Rubahlah Bencana Alam
Saudara-saudaraku semua, para pembaca yang budiman. Mari kita merubah pola pikir yang lebih arif dan bijaksana. Jika para gunung sudah mulai meletus, air laut banjir menerjang daratan di berbagai wilayah. Badai menyapu daratan. Api berkobar di mana-mana. Gempa sehari tujuh kali. Kita pahami bahwa bencana alam bukan untuk menteror makhluk hidup, melainkan fenomena alam yang alami dan wajar. Fenomena alam yang sering disebut sebagai bencana itu bukan untuk menteror dan mengintimidasi bangsa manusia dan bangsa lainnya. Akan tetapi fenomena alam itu bisa menjadi teror terhadap orang-orang yang gagal memahami apa artinya hidup ini. Dan menjadi “hantu” bagi orang yang gagal mencapai kesadaran spiritual kosmologis. Atau akan membuat stress dan kecut wajah bagi orang-orang yang mendem agomo dan mabuk donga. Bukan pula Tuhan sedang menjajal iman. Sebaliknya Sang Hyang Jagadnata sedang menabur berkahnya untuk seluruh makhluk. Tersenyumlah dan bersyukurlah saat melihat fenomena alam yang begitu dahsyat. Nikmatilah keindahannya. Hindari resikonya, dengan sikap eling dan waspada agar tidak terkena residu fenomena alam sedang yang menata diri. Sekali lagi fenomena alam bukanlah musibah, tetapi merupakan berkah yang sedang berproses. Ibarat Jamu Jawa, pertama diminum pahit, tetapi akan menyembuhkan dan menyehatkan dengan proses yang alamiah. Bencana bukanlah bencana, ia merupakan fenomena alam yang wajar dan alami sebagai bentuk alam sedang menata diri. Memperbaiki sistem tata keseimbangan alam yang sudah butuh direparasi. Berkat fenomena alam itu, maka sesudah suatu peristiwa terjadi, seluruh makhluk akan diuntungkan. yang diperlukan hanyalah mengantisipasi dan menghindari resikonya saja. Kiranya kita butuh pemahaman sederhana seperti dalam analogi berikut, jika ada seorang petani yang sedang mencangkul tanah, minggirlah agar tidak terkena hantaman cangkul.

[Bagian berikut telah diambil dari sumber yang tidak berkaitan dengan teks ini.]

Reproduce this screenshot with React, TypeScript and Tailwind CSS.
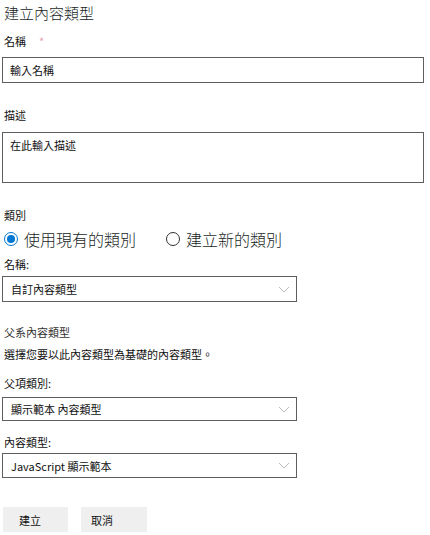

Semua orang sudah mengerti dan maklum jika Tuhan mahatahu. Tapi kita memahami apa yang terjadi, itu jauh lebih penting. Agar layak disebut wong kang bisa nggayuh kawicaksananing Gusti. Orang yang benar-benar memahami apa yang terjadi akan lebih mudah memperoleh keselamatan, meraih kesuksesan hidup, serta ketentraman lahir dan batin. Jaya jaya wijayanti. Donga-dinonga andum slamêt untuk seluruh pembaca yang budiman, dan sêdulurku kabèh ing papan ngêndi waé.